Sen. Lindsey Graham (R-S.C.).
Sen. Lindsey Graham (R-S.C.) predicted Sunday that Congress will pass an extension of the payroll tax holiday before the month is out, but that neither the Democrat-favored “millionaire surtax” nor a GOP-backed provision on the Keystone XL oil sands pipeline will be included in the final deal.
“At the end of the day, the payroll tax (holiday) will get extended as it is now,” Graham said on NBC’s “Meet the Press.” “It won’t get expanded; it’ll get extended, and we’ll find a way to pay for it in a bipartisan fashion. This idea of taxing one group to pay for a tax cut for another is not going to sell. The pipeline’s probably not going to sell. And it is important that we extend the tax cut through next year, but it’s even more important that we come up with sustainable policies that will turn American around.”
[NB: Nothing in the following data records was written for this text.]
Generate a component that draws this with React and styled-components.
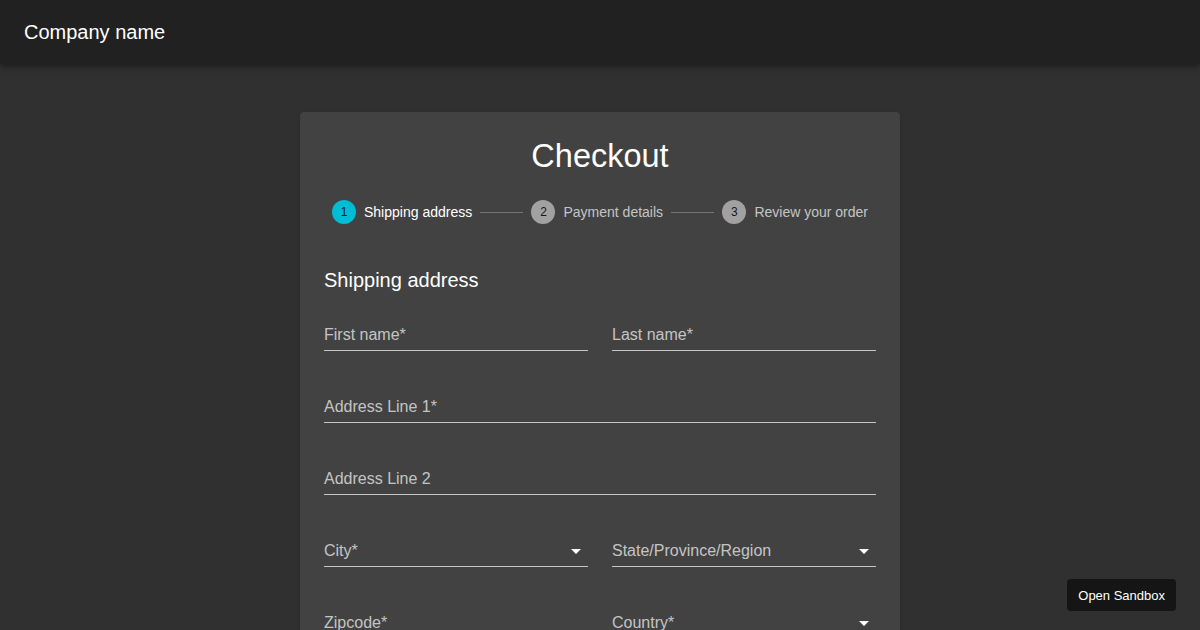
import React from "react";
import styled, { createGlobalStyle } from "styled-components";

const GlobalStyle = createGlobalStyle`
  body {
    margin: 0;
    background: #303030;
    color: #fff;
    font-family: "Liberation Sans", Arial, sans-serif;
    overflow: hidden;
  }
`;

const steps = ["Shipping address", "Payment details", "Review your order"];

const fields = [
  [{ label: "First name*" }, { label: "Last name*" }],
  [{ label: "Address Line 1*", full: true }],
  [{ label: "Address Line 2", full: true }],
  [
    { label: "City*", select: true },
    { label: "State/Province/Region", select: true },
  ],
  [{ label: "Zipcode*" }, { label: "Country*", select: true }],
];

function ArrowDrop() {
  return (
    <svg width="24" height="24" viewBox="0 0 24 24" fill="currentColor">
      <path d="M7 10l5 5 5-5z" />
    </svg>
  );
}

function App() {
  return (
    <>
      <GlobalStyle />
      <AppBar>
        <Brand>Company name</Brand>
      </AppBar>
      <Main>
        <Paper>
          <Title>Checkout</Title>
          <Stepper>
            {steps.map((step, index) => (
              <React.Fragment key={step}>
                {index > 0 && <Connector />}
                <Step>
                  <StepIcon $active={index === 0}>{index + 1}</StepIcon>
                  <StepLabel $active={index === 0}>{step}</StepLabel>
                </Step>
              </React.Fragment>
            ))}
          </Stepper>
          <Heading>Shipping address</Heading>
          <FormGrid>
            {fields.flat().map(({ label, full, select }) => (
              <Field key={label} $full={full}>
                <FieldLabel>{label}</FieldLabel>
                {select && (
                  <SelectIcon>
                    <ArrowDrop />
                  </SelectIcon>
                )}
              </Field>
            ))}
          </FormGrid>
        </Paper>
      </Main>
      <SandboxButton>Open Sandbox</SandboxButton>
    </>
  );
}

const AppBar = styled.header`
  height: 64px;
  display: flex;
  align-items: center;
  padding: 0 24px;
  background: #212121;
  box-shadow: 0 2px 4px -1px rgba(0, 0, 0, 0.2), 0 4px 5px 0 rgba(0, 0, 0, 0.14),
    0 1px 10px 0 rgba(0, 0, 0, 0.12);
`;

const Brand = styled.h6`
  margin: 0;
  font-size: 20px;
  font-weight: 400;
  line-height: 1.6;
`;

const Main = styled.main`
  width: 600px;
  margin: 48px auto;
`;

const Paper = styled.section`
  background: #424242;
  border-radius: 4px;
  padding: 24px;
  box-shadow: 0 2px 1px -1px rgba(0, 0, 0, 0.2), 0 1px 1px 0 rgba(0, 0, 0, 0.14),
    0 1px 3px 0 rgba(0, 0, 0, 0.12);
`;

const Title = styled.h4`
  margin: 0;
  text-align: center;
  font-size: 32.5px;
  font-weight: 400;
  line-height: 40px;
`;

const Stepper = styled.div`
  display: flex;
  align-items: center;
  padding: 24px 0 40px;
`;

const Step = styled.div`
  display: flex;
  align-items: center;
  padding: 0 8px;
`;

const StepIcon = styled.span`
  width: 24px;
  height: 24px;
  border-radius: 50%;
  display: flex;
  align-items: center;
  justify-content: center;
  font-size: 12px;
  color: rgba(0, 0, 0, 0.87);
  background: ${({ $active }) => ($active ? "#00bcd4" : "rgba(255,255,255,0.5)")};
`;

const StepLabel = styled.span`
  padding-left: 8px;
  font-size: 14px;
  line-height: 1.43;
  color: ${({ $active }) => ($active ? "#fff" : "rgba(255,255,255,0.7)")};
`;

const Connector = styled.span`
  flex: 1;
  border-top: 1px solid #757575;
`;

const Heading = styled.h6`
  margin: 0 0 7px;
  font-size: 20px;
  font-weight: 400;
  line-height: 1.6;
`;

const FormGrid = styled.div`
  display: grid;
  grid-template-columns: 1fr 1fr;
  gap: 24px;
`;

const Field = styled.div`
  position: relative;
  grid-column: ${({ $full }) => ($full ? "1 / -1" : "auto")};
  height: 47px;
  border-bottom: 1px solid rgba(255, 255, 255, 0.7);
`;

const FieldLabel = styled.label`
  display: block;
  padding-top: 20px;
  font-size: 16px;
  line-height: 23px;
  color: rgba(255, 255, 255, 0.7);
`;

const SelectIcon = styled.span`
  position: absolute;
  right: 0;
  top: 20px;
  color: #fff;
  display: flex;
`;

const SandboxButton = styled.button`
  position: fixed;
  right: 24px;
  bottom: 19px;
  height: 32px;
  padding: 0 11px;
  border: none;
  border-radius: 4px;
  background: #151515;
  color: #fff;
  font-family: "Liberation Sans", Arial, sans-serif;
  font-size: 13px;
`;

export default App;
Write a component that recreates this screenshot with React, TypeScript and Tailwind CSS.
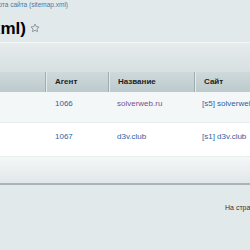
import React from "react";

const rows = [
  { id: "1066", name: "solverweb.ru", site: "[s5] solverweb.ru", visited: true, bg: "bg-[#f4f7f8]", h: "h-[31px]", pt: "pt-[7px]" },
  { id: "1067", name: "d3v.club", site: "[s1] d3v.club", visited: false, bg: "bg-white", h: "h-[34px]", pt: "pt-[9px]" },
];

function Star() {
  return (
    <svg width="10" height="10" viewBox="0 0 24 24" fill="none" stroke="#7d8a8e" strokeWidth="2" strokeLinejoin="round">
      <path d="M12 2.5l2.9 6.2 6.8.8-5 4.6 1.3 6.7L12 17.5l-6 3.3 1.3-6.7-5-4.6 6.8-.8z" />
    </svg>
  );
}

export default function App() {
  return (
    <div className="w-[250px] h-[250px] overflow-hidden bg-[#e2e9eb] font-['Liberation_Sans',Arial,sans-serif]">
      {/* breadcrumb, cut at the left edge */}
      <div className="h-[10px] pt-[1px]">
        <div className="w-[68px] flex justify-end overflow-hidden whitespace-nowrap text-[6.5px] leading-[8px] text-[#4d78a0]">
          Карта сайта (sitemap.xml)
        </div>
      </div>

      {/* title */}
      <div className="h-[32px] flex items-center gap-[4px] pt-[4px]">
        <div className="w-[26px] flex justify-end overflow-hidden whitespace-nowrap text-[17px] font-bold leading-[19px] text-black">
          Карта сайта (sitemap.xml)
        </div>
        <Star />
      </div>

      {/* toolbar panel */}
      <div className="border-t border-[#f4f7f7] h-[30px] bg-gradient-to-b from-[#e7eced] to-[#d6dfe1]" />

      {/* header */}
      <div className="grid grid-cols-[45px_63px_86px_1fr] h-[20px] bg-gradient-to-b from-[#cfd9db] to-[#bccacd] text-[8px] font-bold text-[#1e1e1e]">
        <div />
        {["Агент", "Название", "Сайт"].map((t) => (
          <div key={t} className="flex items-center pl-[9px] border-l border-[#9fadb1] shadow-[inset_1px_0_0_#e3eaeb] whitespace-nowrap">
            {t}
          </div>
        ))}
      </div>

      {/* rows */}
      {rows.map((r) => (
        <div key={r.id} className={`grid grid-cols-[45px_63px_86px_1fr] ${r.h} ${r.bg} border-b border-[#e8edee] text-[8px] leading-[10px] whitespace-nowrap`}>
          <div />
          <div className={`${r.pt} pl-[10px] text-[#2d5fa3]`}>{r.id}</div>
          <div className={`${r.pt} pl-[9px] ${r.visited ? "text-[#7e4f8a]" : "text-[#2d5fa3]"}`}>{r.name}</div>
          <div className={`${r.pt} pl-[8px] text-[#2d5fa3] overflow-hidden`}>{r.site}</div>
        </div>
      ))}

      {/* footer */}
      <div className="h-[28px] bg-gradient-to-b from-[#f5f7f8] to-[#e1e7e9] border-b-2 border-[#a8b4b7]" />

      <div className="flex justify-end pt-[18px]">
        <div className="w-[25px] overflow-hidden whitespace-nowrap text-[7px] leading-[9px] text-[#333]">
          На странице: 20
        </div>
      </div>
    </div>
  );
}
Graham’s remarks came shortly after Senate Minority Leader Mitch McConnell (R-Ky.) predicted Sunday morning that the House Republican plan coupling a payroll tax cut extension with a measure aimed at speeding up a decision on the Keystone pipeline would garner “significant” support among Democrats.
Graham, who was among the 26 Senate Republicans voting against McConnell’s plan earlier this month to pay for the payroll tax holiday by extending the current pay freeze for federal workers and reducing government benefits for the wealthy, on Sunday expressed tentative support for the House GOP plan.
“I think the House’s package that does extend the payroll tax cuts has a lot of things I would support like the pipeline, the ‘doc fix’ and the Boiler MACT regulatory reform,” he said, referring to a provision to prevent a cut in reimbursements to doctors who see Medicare patients and a measure that would delay Environmental Protection Agency regulations on industrial boilers.
Senate Majority Whip Dick Durbin (D-Ill.), appearing on “Meet the Press” with Graham, called the payroll tax debate “a clear defining moment, a contrast between the parties” and said that extending the tax holiday is “the highest priority of the president and Democrats in Congress.”
“We’re talking about a payroll tax cut for almost 160 million Americans, and what it comes down to for the average Illinoisan is about $1,000 a year,” Durbin said. “If Congress fails to extend the payroll tax cut, it’s a new tax, an added tax next year for average working people.”